More than half of the respondents said they believed Israeli invasions of the West Bank were intended, at least in part, to punish the Palestinian population. Another 30 percent said the primary purpose was to root out terrorism, and civilian casualties were unintentional.

Three-quarters of Americans rejected Palestinian arguments for targeting Israeli civilians as unjustifiable. But more than half of the respondents said Israel should not be building settlements in the West Bank and Gaza.

Another key message from the poll, Segal said, was the amount of support the Palestinians would receive if they were to use nonviolent forms of protest. More than 80 percent of respondents said they would favor additional pressure on Israel if suicide bombings ceased.

The pollsters said they were struck by the fact that three-quarters of respondents said they follow the Israeli-Palestinian conflict at least fairly closely, and by the amount of support for U.N. intervention.

The poll was taken before Tuesday’s suicide bombing, which killed at least 15 people. The attack likely would increase support for Israel by several points, Kull said.

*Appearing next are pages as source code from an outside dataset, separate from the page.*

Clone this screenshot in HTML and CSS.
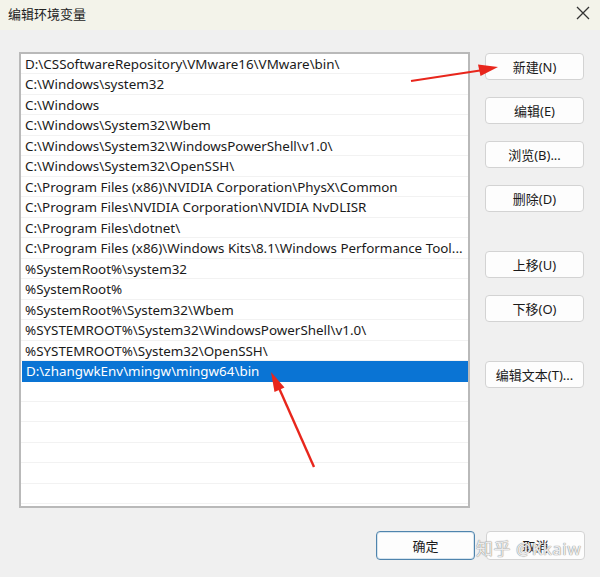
FILE: index.html
```html
<!DOCTYPE html>
<html lang="zh-CN">
<head>
    <meta charset="UTF-8">
    <meta name="viewport" content="width=device-width, initial-scale=1.0">
    <title>编辑环境变量</title>
    <link rel="stylesheet" href="styles.css">
</head>
<body>
    <div class="dialog">
        <div class="titlebar">
            <span class="title">编辑环境变量</span>
            <svg class="close" width="14" height="14" viewBox="0 0 14 14">
                <path d="M1 1 L13 13 M13 1 L1 13" stroke="#333" stroke-width="1.3" fill="none"/>
            </svg>
        </div>

        <div class="content">
            <div class="list">
                <div class="row">D:\CSSoftwareRepository\VMware16\VMware\bin\</div>
                <div class="row">C:\Windows\system32</div>
                <div class="row">C:\Windows</div>
                <div class="row">C:\Windows\System32\Wbem</div>
                <div class="row">C:\Windows\System32\WindowsPowerShell\v1.0\</div>
                <div class="row">C:\Windows\System32\OpenSSH\</div>
                <div class="row">C:\Program Files (x86)\NVIDIA Corporation\PhysX\Common</div>
                <div class="row">C:\Program Files\NVIDIA Corporation\NVIDIA NvDLISR</div>
                <div class="row">C:\Program Files\dotnet\</div>
                <div class="row">C:\Program Files (x86)\Windows Kits\8.1\Windows Performance Tool...</div>
                <div class="row">%SystemRoot%\system32</div>
                <div class="row">%SystemRoot%</div>
                <div class="row">%SystemRoot%\System32\Wbem</div>
                <div class="row">%SYSTEMROOT%\System32\WindowsPowerShell\v1.0\</div>
                <div class="row">%SYSTEMROOT%\System32\OpenSSH\</div>
                <div class="row selected">D:\zhangwkEnv\mingw\mingw64\bin</div>
                <div class="row"></div>
                <div class="row"></div>
                <div class="row"></div>
                <div class="row"></div>
                <div class="row"></div>
                <div class="row last"></div>
            </div>

            <div class="side">
                <button class="btn">新建(N)</button>
                <button class="btn">编辑(E)</button>
                <button class="btn">浏览(B)...</button>
                <button class="btn">删除(D)</button>
                <button class="btn group">上移(U)</button>
                <button class="btn">下移(O)</button>
                <button class="btn group">编辑文本(T)...</button>
            </div>
        </div>

        <div class="footer">
            <button class="btn default">确定</button>
            <button class="btn">取消</button>
        </div>

        <!-- 红色箭头标注 -->
        <svg class="marks" width="600" height="577" viewBox="0 0 600 577">
            <path d="M411 81 L480 70.5" stroke="#e8261c" stroke-width="2.2" fill="none"/>
            <path d="M498 67 L478 64.5 L480.5 76 Z" fill="#e8261c"/>
            <path d="M314 467 L279 388" stroke="#e8261c" stroke-width="2.4" fill="none"/>
            <path d="M271 372 L274.5 392 L284.5 387.5 Z" fill="#e8261c"/>
        </svg>

        <div class="watermark">知乎 @Kkaiw</div>
    </div>
</body>
</html>
```

FILE: styles.css
```css
body {
    margin: 0;
    font-family: "Noto Sans", "Noto Sans CJK SC", sans-serif;
    font-size: 13px;
    color: #1a1a1a;
    background: #f0f0f0;
}
.dialog {
    position: relative;
    width: 600px;
    height: 577px;
    background: #f0f0f0;
    overflow: hidden;
}
.titlebar {
    height: 30px;
    background: #f3f3ea;
    display: flex;
    align-items: center;
    justify-content: space-between;
    padding: 0 10px 0 8px;
}
.title {
    font-size: 13px;
    color: #222;
    margin-top: -3px;
}
.close {
    margin-top: -4px;
}
.content {
    display: flex;
    padding: 22px 0 0 19px;
}
.list {
    width: 447px;
    height: 452px;
    border: 2px solid #b9b9b9;
    background: #fff;
    overflow: hidden;
}
.row {
    height: 20.47px;
    line-height: 20px;
    padding-left: 4px;
    box-sizing: border-box;
    border-bottom: 1px solid #f2f2f2;
    font-size: 13.4px;
    white-space: nowrap;
    overflow: hidden;
}
.row.selected {
    background: #0a74d4;
    color: #fff;
    border-bottom-color: #0a74d4;
    margin: 0 0 0 1px;
}
.side {
    display: flex;
    flex-direction: column;
    margin: 1px 0 0 15px;
}
.btn {
    width: 99px;
    height: 27px;
    margin-bottom: 17px;
    background: #fdfdfd;
    border: 1px solid #d3d3d3;
    border-radius: 4px;
    font-family: "Noto Sans", "Noto Sans CJK SC", sans-serif;
    font-size: 13px;
    color: #1a1a1a;
    padding: 0;
}
.btn.group {
    margin-top: 22px;
}
.footer {
    display: flex;
    justify-content: flex-end;
    gap: 11px;
    padding: 23px 15px 0 0;
}
.footer .btn {
    height: 29px;
    margin: 0;
}
.btn.default {
    border: 1px solid #4f84ad;
    box-shadow: inset 0 0 0 1px #d6e4ee;
}
.marks {
    position: absolute;
    left: 0;
    top: 0;
    pointer-events: none;
}
.watermark {
    position: absolute;
    left: 476px;
    top: 535px;
    font-size: 17px;
    color: rgba(255, 255, 255, 0.85);
    text-shadow: 0 0 1px #888, 0 0 1px #888;
    letter-spacing: 0.5px;
}
```
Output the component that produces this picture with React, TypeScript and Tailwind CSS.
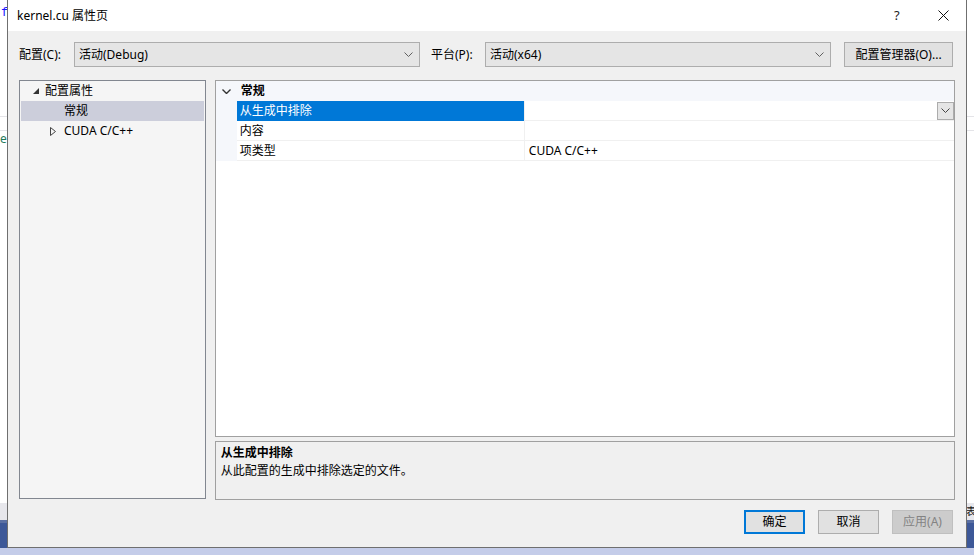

Other recent polls by media organizations have given mixed assessments of public support regarding the Middle East. An ABC News/Washington Post poll taken in April found that half of the 1,207 people surveyed felt the Palestinians were to blame for the violence in the Middle East, compared with 19 percent who blamed Israel and 18 percent who blamed both sides.

That poll also found that 59 percent of Americans equated Israel’s military actions with the U.S. war in Afghanistan.

A Gallup poll taken last week found that 24 percent of Americans think the United States should take Israel’s side, compared with 2 percent who think the United States should side with the Palestinians and 68 percent who want to remain neutral.

The Gallup poll found that 45 percent believed the Bush administration was favoring Israel, and 43 percent believed it was being even-handed.

Kull said the wide discrepancy in results is based on the fact that most surveys do not offer respondents the choice of saying that both Israelis and Palestinians are responsible for the violence, and count only those who volunteer the answer. His poll, however, specifically provided that option.

“We’re asking the question that fits more with what people want to say,” he said.

Tobin, however, said the phrasing of the questions is problematic.

“Given the construction of the questions, the responses are predictable,” he said, adding that Americans tend to move to the middle in assessing conflicts, and are more likely to choose neutral answers if the option is given.

“Americans’ tendency is to be fair and even-handed, but that does not really touch on how they really feel about the Middle East,” he said.

Tobin said his organization would rewrite the questions “the way nonpartisan social scientists are supposed to ask them,” and examine the differences.